Alors, si le numérique n'a pas réussi à supplanter le livre au point que le Président ait tenu à ce que son iPhone voisine avec des "Pléiades" dans un « en même temps » de la tradition et de la modernité, c'est que le « manuel » correspond à une dimension anthropologique fondamentale que ne peut combler le numérique, voire même qu'il abîme.

Certes, le « portable » a assumé le caractère pratique et commode du manuel et l'a même hissé à un point inimaginable, en condensant des livres, des bibliothèques avec, en plus, l'interactivité et la réactualisation permanente que le manuel ne pouvait fournir.

Mais, ce faisant, il a causé un mal dont on commence juste à se rendre compte : par cette accumulation de liens, d'échanges et de mélanges où se chevauchent SMS, agenda, lectures, travail, délires, films, etc., le portable est certes devenu un prolongement de ma personnalité, mais il a perdu la simplicité et la clarté du manuel qui, tout en étant un prolongement de moi, gardait une certaine altérité clairement identifiée et ordonnée : c'était mon livre de lecture, mon "Pléiade" préféré, mon recueil de poèmes.
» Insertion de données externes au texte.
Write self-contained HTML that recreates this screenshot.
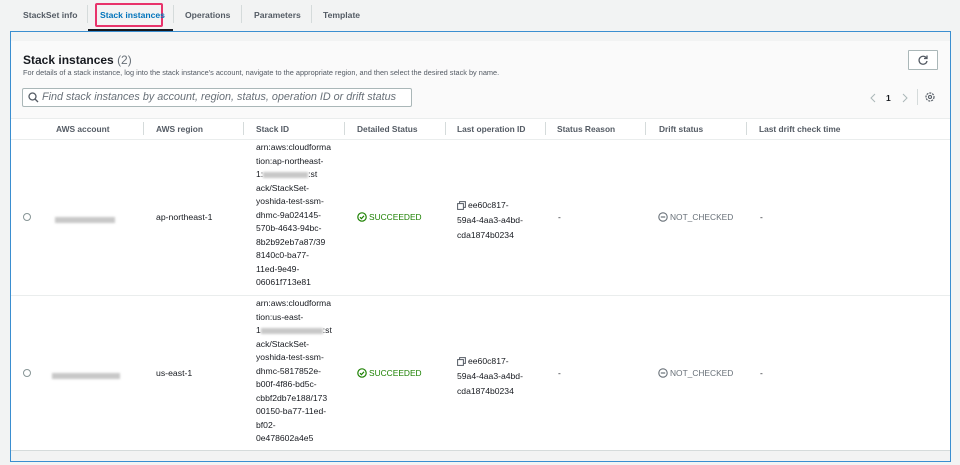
<!DOCTYPE html>
<html><head><style>
*{margin:0;padding:0;box-sizing:border-box}
body{width:960px;height:465px;background:#f2f3f3;font-family:"Liberation Sans",sans-serif;color:#16191f;position:relative;overflow:hidden;font-size:8.5px}
.a{position:absolute;white-space:nowrap}
.tab{font-weight:bold;font-size:8.6px;color:#545b64;top:10px}
.vs{position:absolute;width:1px;background:#d5dbdb}
.hd{font-weight:bold;font-size:8.4px;color:#545b64;top:124px}
.sid{position:absolute;left:256px;line-height:13.5px;font-size:8.6px}
.blur{display:inline-block;height:6px;background:#c8c8c8;vertical-align:middle;filter:blur(1px)}
.ok{color:#1d8102;font-size:8.4px}
.nc{color:#687078;font-size:8.4px}
.ic{display:inline-block;vertical-align:-2px;margin-right:2px}
</style></head><body>
<div class="a tab" style="left:23px">StackSet info</div>
<div class="vs" style="left:87px;top:5px;height:18px"></div>
<div class="a" style="left:95px;top:3px;width:68px;height:24px;border:2px solid #e8336b;border-radius:2px"></div>
<div class="a tab" style="left:100px;color:#0073bb">Stack instances</div>
<div class="a" style="left:88px;top:29px;width:85px;height:2px;background:#16191f"></div>
<div class="vs" style="left:173px;top:5px;height:18px"></div>
<div class="a tab" style="left:185px">Operations</div>
<div class="vs" style="left:241px;top:5px;height:18px"></div>
<div class="a tab" style="left:254px">Parameters</div>
<div class="vs" style="left:311px;top:5px;height:18px"></div>
<div class="a tab" style="left:323px">Template</div>

<div class="a" style="left:10px;top:31px;width:941px;height:431px;border:1.5px solid #3a8ed0;background:#f2f3f3"></div>
<div class="a" style="left:11px;top:41px;width:939px;height:410px;background:#fff;border-bottom:1px solid #d5dbdb"></div>
<div class="a" style="left:11px;top:41px;width:939px;height:77px;background:#fafafa"></div>

<div class="a" style="left:23px;top:53px;font-size:12px;font-weight:bold">Stack instances <span style="font-weight:normal;color:#687078">(2)</span></div>
<div class="a" style="left:23px;top:68px;font-size:7.35px;color:#545b64">For details of a stack instance, log into the stack instance's account, navigate to the appropriate region, and then select the desired stack by name.</div>
<div class="a" style="left:908px;top:50px;width:30px;height:20px;border:1px solid #aab7b8;background:#fff;border-radius:1px"></div>
<svg class="a" style="left:917px;top:54px" width="12" height="12" viewBox="0 0 12 12"><path d="M9.5 4.2A4 4 0 1 0 10 7" fill="none" stroke="#545b64" stroke-width="1.3"/><path d="M10 1.5V4.5H7" fill="none" stroke="#545b64" stroke-width="1.3"/></svg>

<div class="a" style="left:22px;top:88px;width:390px;height:19px;border:1px solid #aab7b8;background:#fff;border-radius:2px"></div>
<svg class="a" style="left:28px;top:92px" width="11" height="11" viewBox="0 0 11 11"><circle cx="4.5" cy="4.5" r="3.5" fill="none" stroke="#545b64" stroke-width="1.3"/><path d="M7 7L10 10" stroke="#545b64" stroke-width="1.3"/></svg>
<div class="a" style="left:42px;top:91px;font-style:italic;color:#687078;font-size:10.8px">Find stack instances by account, region, status, operation ID or drift status</div>

<svg class="a" style="left:870px;top:93px" width="6" height="10" viewBox="0 0 6 10"><path d="M5 1L1 5L5 9" fill="none" stroke="#aab7b8" stroke-width="1"/></svg>
<div class="a" style="left:886px;top:93px;font-weight:bold;font-size:8.5px">1</div>
<svg class="a" style="left:902px;top:93px" width="6" height="10" viewBox="0 0 6 10"><path d="M1 1L5 5L1 9" fill="none" stroke="#aab7b8" stroke-width="1"/></svg>
<div class="vs" style="left:917px;top:89px;height:16px"></div>
<svg class="a" style="left:925px;top:92px" width="10" height="10" viewBox="0 0 10 10"><circle cx="5" cy="5" r="4" fill="none" stroke="#545b64" stroke-width="1.2" stroke-dasharray="2 1"/><circle cx="5" cy="5" r="1.5" fill="none" stroke="#545b64" stroke-width="1.1"/></svg>

<div class="a" style="left:11px;top:118px;width:939px;height:1px;background:#eaeded"></div>
<div class="a" style="left:11px;top:139px;width:939px;height:1px;background:#eaeded"></div>
<div class="a" style="left:11px;top:295px;width:939px;height:1px;background:#eaeded"></div>
<div class="vs" style="left:143px;top:122px;height:13px"></div>
<div class="vs" style="left:243px;top:122px;height:13px"></div>
<div class="vs" style="left:344px;top:122px;height:13px"></div>
<div class="vs" style="left:445px;top:122px;height:13px"></div>
<div class="vs" style="left:545px;top:122px;height:13px"></div>
<div class="vs" style="left:645px;top:122px;height:13px"></div>
<div class="vs" style="left:746px;top:122px;height:13px"></div>
<div class="a hd" style="left:56px">AWS account</div>
<div class="a hd" style="left:156px">AWS region</div>
<div class="a hd" style="left:256px">Stack ID</div>
<div class="a hd" style="left:357px">Detailed Status</div>
<div class="a hd" style="left:457px">Last operation ID</div>
<div class="a hd" style="left:557px">Status Reason</div>
<div class="a hd" style="left:659px">Drift status</div>
<div class="a hd" style="left:759px">Last drift check time</div>

<!-- row 1 -->
<div class="a" style="left:23px;top:213px;width:8px;height:8px;border:1px solid #879596;border-radius:50%"></div>
<div class="a" style="left:55px;top:214px"><span class="blur" style="width:60px"></span></div>
<div class="a" style="left:156px;top:212px;font-size:8.7px">ap-northeast-1</div>
<div class="sid" style="top:141px">arn:aws:cloudforma<br>tion:ap-northeast-<br>1:<span class="blur" style="width:45px"></span>:st<br>ack/StackSet-<br>yoshida-test-ssm-<br>dhmc-9a024145-<br>570b-4643-94bc-<br>8b2b92eb7a87/39<br>8140c0-ba77-<br>11ed-9e49-<br>06061f713e81</div>
<div class="a ok" style="left:357px;top:212px"><svg class="ic" width="10" height="10" viewBox="0 0 10 10"><circle cx="5" cy="5" r="4.2" fill="none" stroke="#1d8102" stroke-width="1.2"/><path d="M3 5.2L4.4 6.6L7 3.8" fill="none" stroke="#1d8102" stroke-width="1.2"/></svg>SUCCEEDED</div>
<div class="a" style="left:457px;top:198px;line-height:15px;font-size:8.6px"><svg class="ic" width="9" height="9" viewBox="0 0 9 9"><rect x="0.6" y="2.6" width="5.8" height="5.8" fill="none" stroke="#545b64" stroke-width="1"/><path d="M2.6 2.6V0.6H8.4V6.4H6.4" fill="none" stroke="#545b64" stroke-width="1"/></svg>ee60c817-<br>59a4-4aa3-a4bd-<br>cda1874b0234</div>
<div class="a" style="left:558px;top:212px">-</div>
<div class="a nc" style="left:658px;top:212px"><svg class="ic" width="10" height="10" viewBox="0 0 10 10"><circle cx="5" cy="5" r="4.2" fill="none" stroke="#687078" stroke-width="1.1"/><path d="M2.8 5H7.2" stroke="#687078" stroke-width="1.2"/></svg>NOT_CHECKED</div>
<div class="a" style="left:760px;top:212px">-</div>

<!-- row 2 -->
<div class="a" style="left:23px;top:369px;width:8px;height:8px;border:1px solid #879596;border-radius:50%"></div>
<div class="a" style="left:52px;top:370px"><span class="blur" style="width:68px"></span></div>
<div class="a" style="left:156px;top:368px;font-size:8.7px">us-east-1</div>
<div class="sid" style="top:297px">arn:aws:cloudforma<br>tion:us-east-<br>1<span class="blur" style="width:62px"></span>:st<br>ack/StackSet-<br>yoshida-test-ssm-<br>dhmc-5817852e-<br>b00f-4f86-bd5c-<br>cbbf2db7e188/173<br>00150-ba77-11ed-<br>bf02-<br>0e478602a4e5</div>
<div class="a ok" style="left:357px;top:368px"><svg class="ic" width="10" height="10" viewBox="0 0 10 10"><circle cx="5" cy="5" r="4.2" fill="none" stroke="#1d8102" stroke-width="1.2"/><path d="M3 5.2L4.4 6.6L7 3.8" fill="none" stroke="#1d8102" stroke-width="1.2"/></svg>SUCCEEDED</div>
<div class="a" style="left:457px;top:354px;line-height:15px;font-size:8.6px"><svg class="ic" width="9" height="9" viewBox="0 0 9 9"><rect x="0.6" y="2.6" width="5.8" height="5.8" fill="none" stroke="#545b64" stroke-width="1"/><path d="M2.6 2.6V0.6H8.4V6.4H6.4" fill="none" stroke="#545b64" stroke-width="1"/></svg>ee60c817-<br>59a4-4aa3-a4bd-<br>cda1874b0234</div>
<div class="a" style="left:558px;top:368px">-</div>
<div class="a nc" style="left:658px;top:368px"><svg class="ic" width="10" height="10" viewBox="0 0 10 10"><circle cx="5" cy="5" r="4.2" fill="none" stroke="#687078" stroke-width="1.1"/><path d="M2.8 5H7.2" stroke="#687078" stroke-width="1.2"/></svg>NOT_CHECKED</div>
<div class="a" style="left:760px;top:368px">-</div>
</body></html>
Le manuel est bien l'un des accès privilégiés à la transcendance. Quand j'ai rendez-vous avec lui, c'est à un rendez-vous marqué à la fois par la singularité et l'altérité que je suis appelé, et pas avec mon moi divers et mélangé.

Alors, des manuels, oui, « il en faut », surtout pour des époques et des esprits confus. Et si nous avons vraiment le souci de transmettre notre langue, notre littérature et notre culture, le « manuel de lectures » devrait être une obligation. Et pas qu'au CP.